→ Goal:
Restate each line word for word. Leave out every picture.

---------- Data section ----------

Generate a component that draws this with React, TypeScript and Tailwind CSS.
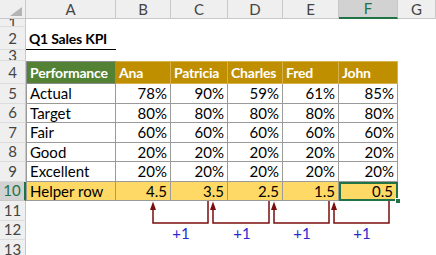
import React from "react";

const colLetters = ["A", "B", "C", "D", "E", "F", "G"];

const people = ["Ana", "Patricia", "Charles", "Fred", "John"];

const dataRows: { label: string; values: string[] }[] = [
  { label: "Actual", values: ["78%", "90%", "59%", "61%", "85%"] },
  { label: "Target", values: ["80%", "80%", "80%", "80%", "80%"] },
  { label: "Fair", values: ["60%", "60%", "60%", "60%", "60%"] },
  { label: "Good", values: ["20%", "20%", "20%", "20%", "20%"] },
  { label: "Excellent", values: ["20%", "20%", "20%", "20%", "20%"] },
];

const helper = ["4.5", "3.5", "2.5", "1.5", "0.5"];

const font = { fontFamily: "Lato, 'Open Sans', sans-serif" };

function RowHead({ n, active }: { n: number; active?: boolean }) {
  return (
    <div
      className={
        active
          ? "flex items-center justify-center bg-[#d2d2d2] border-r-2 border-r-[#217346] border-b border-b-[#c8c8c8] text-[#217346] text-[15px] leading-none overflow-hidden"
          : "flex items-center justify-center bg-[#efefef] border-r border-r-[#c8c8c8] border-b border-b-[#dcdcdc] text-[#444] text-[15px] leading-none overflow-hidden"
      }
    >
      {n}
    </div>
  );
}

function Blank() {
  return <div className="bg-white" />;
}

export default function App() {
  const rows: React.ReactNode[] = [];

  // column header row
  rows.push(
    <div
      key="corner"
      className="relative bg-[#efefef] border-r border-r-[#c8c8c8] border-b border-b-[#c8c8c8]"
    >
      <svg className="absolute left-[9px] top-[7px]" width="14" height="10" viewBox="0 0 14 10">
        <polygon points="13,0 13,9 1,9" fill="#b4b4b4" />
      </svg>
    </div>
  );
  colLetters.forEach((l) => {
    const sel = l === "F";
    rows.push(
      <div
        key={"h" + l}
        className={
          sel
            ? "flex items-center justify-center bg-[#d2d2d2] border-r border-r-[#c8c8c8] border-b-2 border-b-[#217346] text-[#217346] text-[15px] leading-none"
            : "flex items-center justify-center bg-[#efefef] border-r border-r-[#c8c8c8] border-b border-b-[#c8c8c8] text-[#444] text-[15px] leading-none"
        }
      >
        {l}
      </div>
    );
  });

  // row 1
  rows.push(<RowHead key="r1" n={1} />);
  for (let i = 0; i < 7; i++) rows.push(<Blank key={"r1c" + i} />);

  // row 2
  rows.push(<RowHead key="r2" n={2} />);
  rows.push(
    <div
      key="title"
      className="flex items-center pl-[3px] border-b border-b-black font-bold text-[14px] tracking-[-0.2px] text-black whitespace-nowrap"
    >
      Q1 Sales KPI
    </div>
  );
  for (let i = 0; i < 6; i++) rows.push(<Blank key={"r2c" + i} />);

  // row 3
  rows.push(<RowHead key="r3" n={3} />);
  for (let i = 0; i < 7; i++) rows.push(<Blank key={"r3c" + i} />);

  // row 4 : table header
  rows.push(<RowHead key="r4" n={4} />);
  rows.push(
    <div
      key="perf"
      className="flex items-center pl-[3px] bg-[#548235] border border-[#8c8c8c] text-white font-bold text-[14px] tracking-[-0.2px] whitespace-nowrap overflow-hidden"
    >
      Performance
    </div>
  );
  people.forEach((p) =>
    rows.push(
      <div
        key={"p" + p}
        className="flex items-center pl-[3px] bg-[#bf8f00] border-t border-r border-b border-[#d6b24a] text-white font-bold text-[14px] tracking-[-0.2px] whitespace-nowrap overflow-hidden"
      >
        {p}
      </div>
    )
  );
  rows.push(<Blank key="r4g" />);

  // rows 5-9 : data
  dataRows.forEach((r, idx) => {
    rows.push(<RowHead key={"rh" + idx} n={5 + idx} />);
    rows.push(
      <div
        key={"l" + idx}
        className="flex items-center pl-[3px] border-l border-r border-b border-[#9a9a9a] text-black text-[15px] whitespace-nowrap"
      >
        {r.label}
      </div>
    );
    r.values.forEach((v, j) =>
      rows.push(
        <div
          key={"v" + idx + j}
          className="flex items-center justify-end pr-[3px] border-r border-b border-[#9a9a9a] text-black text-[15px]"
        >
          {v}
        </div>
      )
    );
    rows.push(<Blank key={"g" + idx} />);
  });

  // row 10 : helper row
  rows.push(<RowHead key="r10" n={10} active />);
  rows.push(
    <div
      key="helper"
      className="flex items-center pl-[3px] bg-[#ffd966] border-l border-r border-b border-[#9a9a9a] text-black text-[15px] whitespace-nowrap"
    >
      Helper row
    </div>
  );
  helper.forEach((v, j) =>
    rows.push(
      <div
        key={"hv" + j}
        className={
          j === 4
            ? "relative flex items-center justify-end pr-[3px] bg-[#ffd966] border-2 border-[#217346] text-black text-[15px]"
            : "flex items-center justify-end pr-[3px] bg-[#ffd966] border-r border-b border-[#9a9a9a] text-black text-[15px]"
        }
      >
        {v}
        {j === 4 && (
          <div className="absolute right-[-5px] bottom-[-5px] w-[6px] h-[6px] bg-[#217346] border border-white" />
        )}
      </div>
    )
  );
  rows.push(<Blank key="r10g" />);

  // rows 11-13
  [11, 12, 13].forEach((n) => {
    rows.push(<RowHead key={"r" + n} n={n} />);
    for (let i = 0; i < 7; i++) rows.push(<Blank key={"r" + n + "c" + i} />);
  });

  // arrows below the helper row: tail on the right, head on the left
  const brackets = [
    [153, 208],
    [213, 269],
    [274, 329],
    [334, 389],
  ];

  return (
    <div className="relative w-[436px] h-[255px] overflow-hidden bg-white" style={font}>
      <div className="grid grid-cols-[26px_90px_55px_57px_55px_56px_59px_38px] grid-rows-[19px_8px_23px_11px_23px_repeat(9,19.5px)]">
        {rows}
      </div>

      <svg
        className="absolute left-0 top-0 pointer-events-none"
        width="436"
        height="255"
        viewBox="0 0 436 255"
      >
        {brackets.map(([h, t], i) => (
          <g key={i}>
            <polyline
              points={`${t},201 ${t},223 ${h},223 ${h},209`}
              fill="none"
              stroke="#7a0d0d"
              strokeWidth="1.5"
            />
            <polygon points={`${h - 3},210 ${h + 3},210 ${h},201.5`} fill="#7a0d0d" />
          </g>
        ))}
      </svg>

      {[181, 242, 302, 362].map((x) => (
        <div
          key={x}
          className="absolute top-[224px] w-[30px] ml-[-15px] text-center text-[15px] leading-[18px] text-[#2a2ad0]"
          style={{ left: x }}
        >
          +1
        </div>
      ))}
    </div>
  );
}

----------

→ Written reply:
Generate a component that draws this with React, TypeScript and Tailwind CSS.
import React from "react";

const colLetters = ["A", "B", "C", "D", "E", "F", "G"];

const people = ["Ana", "Patricia", "Charles", "Fred", "John"];

const dataRows: { label: string; values: string[] }[] = [
  { label: "Actual", values: ["78%", "90%", "59%", "61%", "85%"] },
  { label: "Target", values: ["80%", "80%", "80%", "80%", "80%"] },
  { label: "Fair", values: ["60%", "60%", "60%", "60%", "60%"] },
  { label: "Good", values: ["20%", "20%", "20%", "20%", "20%"] },
  { label: "Excellent", values: ["20%", "20%", "20%", "20%", "20%"] },
];

const helper = ["4.5", "3.5", "2.5", "1.5", "0.5"];

const font = { fontFamily: "Lato, 'Open Sans', sans-serif" };

function RowHead({ n, active }: { n: number; active?: boolean }) {
  return (
    <div
      className={
        active
          ? "flex items-center justify-center bg-[#d2d2d2] border-r-2 border-r-[#217346] border-b border-b-[#c8c8c8] text-[#217346] text-[15px] leading-none overflow-hidden"
          : "flex items-center justify-center bg-[#efefef] border-r border-r-[#c8c8c8] border-b border-b-[#dcdcdc] text-[#444] text-[15px] leading-none overflow-hidden"
      }
    >
      {n}
    </div>
  );
}

function Blank() {
  return <div className="bg-white" />;
}

export default function App() {
  const rows: React.ReactNode[] = [];

  // column header row
  rows.push(
    <div
      key="corner"
      className="relative bg-[#efefef] border-r border-r-[#c8c8c8] border-b border-b-[#c8c8c8]"
    >
      <svg className="absolute left-[9px] top-[7px]" width="14" height="10" viewBox="0 0 14 10">
        <polygon points="13,0 13,9 1,9" fill="#b4b4b4" />
      </svg>
    </div>
  );
  colLetters.forEach((l) => {
    const sel = l === "F";
    rows.push(
      <div
        key={"h" + l}
        className={
          sel
            ? "flex items-center justify-center bg-[#d2d2d2] border-r border-r-[#c8c8c8] border-b-2 border-b-[#217346] text-[#217346] text-[15px] leading-none"
            : "flex items-center justify-center bg-[#efefef] border-r border-r-[#c8c8c8] border-b border-b-[#c8c8c8] text-[#444] text-[15px] leading-none"
        }
      >
        {l}
      </div>
    );
  });

  // row 1
  rows.push(<RowHead key="r1" n={1} />);
  for (let i = 0; i < 7; i++) rows.push(<Blank key={"r1c" + i} />);

  // row 2
  rows.push(<RowHead key="r2" n={2} />);
  rows.push(
    <div
      key="title"
      className="flex items-center pl-[3px] border-b border-b-black font-bold text-[14px] tracking-[-0.2px] text-black whitespace-nowrap"
    >
      Q1 Sales KPI
    </div>
  );
  for (let i = 0; i < 6; i++) rows.push(<Blank key={"r2c" + i} />);

  // row 3
  rows.push(<RowHead key="r3" n={3} />);
  for (let i = 0; i < 7; i++) rows.push(<Blank key={"r3c" + i} />);

  // row 4 : table header
  rows.push(<RowHead key="r4" n={4} />);
  rows.push(
    <div
      key="perf"
      className="flex items-center pl-[3px] bg-[#548235] border border-[#8c8c8c] text-white font-bold text-[14px] tracking-[-0.2px] whitespace-nowrap overflow-hidden"
    >
      Performance
    </div>
  );
  people.forEach((p) =>
    rows.push(
      <div
        key={"p" + p}
        className="flex items-center pl-[3px] bg-[#bf8f00] border-t border-r border-b border-[#d6b24a] text-white font-bold text-[14px] tracking-[-0.2px] whitespace-nowrap overflow-hidden"
      >
        {p}
      </div>
    )
  );
  rows.push(<Blank key="r4g" />);

  // rows 5-9 : data
  dataRows.forEach((r, idx) => {
    rows.push(<RowHead key={"rh" + idx} n={5 + idx} />);
    rows.push(
      <div
        key={"l" + idx}
        className="flex items-center pl-[3px] border-l border-r border-b border-[#9a9a9a] text-black text-[15px] whitespace-nowrap"
      >
        {r.label}
      </div>
    );
    r.values.forEach((v, j) =>
      rows.push(
        <div
          key={"v" + idx + j}
          className="flex items-center justify-end pr-[3px] border-r border-b border-[#9a9a9a] text-black text-[15px]"
        >
          {v}
        </div>
      )
    );
    rows.push(<Blank key={"g" + idx} />);
  });

  // row 10 : helper row
  rows.push(<RowHead key="r10" n={10} active />);
  rows.push(
    <div
      key="helper"
      className="flex items-center pl-[3px] bg-[#ffd966] border-l border-r border-b border-[#9a9a9a] text-black text-[15px] whitespace-nowrap"
    >
      Helper row
    </div>
  );
  helper.forEach((v, j) =>
    rows.push(
      <div
        key={"hv" + j}
        className={
          j === 4
            ? "relative flex items-center justify-end pr-[3px] bg-[#ffd966] border-2 border-[#217346] text-black text-[15px]"
            : "flex items-center justify-end pr-[3px] bg-[#ffd966] border-r border-b border-[#9a9a9a] text-black text-[15px]"
        }
      >
        {v}
        {j === 4 && (
          <div className="absolute right-[-5px] bottom-[-5px] w-[6px] h-[6px] bg-[#217346] border border-white" />
        )}
      </div>
    )
  );
  rows.push(<Blank key="r10g" />);

  // rows 11-13
  [11, 12, 13].forEach((n) => {
    rows.push(<RowHead key={"r" + n} n={n} />);
    for (let i = 0; i < 7; i++) rows.push(<Blank key={"r" + n + "c" + i} />);
  });

  // arrows below the helper row: tail on the right, head on the left
  const brackets = [
    [153, 208],
    [213, 269],
    [274, 329],
    [334, 389],
  ];

  return (
    <div className="relative w-[436px] h-[255px] overflow-hidden bg-white" style={font}>
      <div className="grid grid-cols-[26px_90px_55px_57px_55px_56px_59px_38px] grid-rows-[19px_8px_23px_11px_23px_repeat(9,19.5px)]">
        {rows}
      </div>

      <svg
        className="absolute left-0 top-0 pointer-events-none"
        width="436"
        height="255"
        viewBox="0 0 436 255"
      >
        {brackets.map(([h, t], i) => (
          <g key={i}>
            <polyline
              points={`${t},201 ${t},223 ${h},223 ${h},209`}
              fill="none"
              stroke="#7a0d0d"
              strokeWidth="1.5"
            />
            <polygon points={`${h - 3},210 ${h + 3},210 ${h},201.5`} fill="#7a0d0d" />
          </g>
        ))}
      </svg>

      {[181, 242, 302, 362].map((x) => (
        <div
          key={x}
          className="absolute top-[224px] w-[30px] ml-[-15px] text-center text-[15px] leading-[18px] text-[#2a2ad0]"
          style={{ left: x }}
        >
          +1
        </div>
      ))}
    </div>
  );
}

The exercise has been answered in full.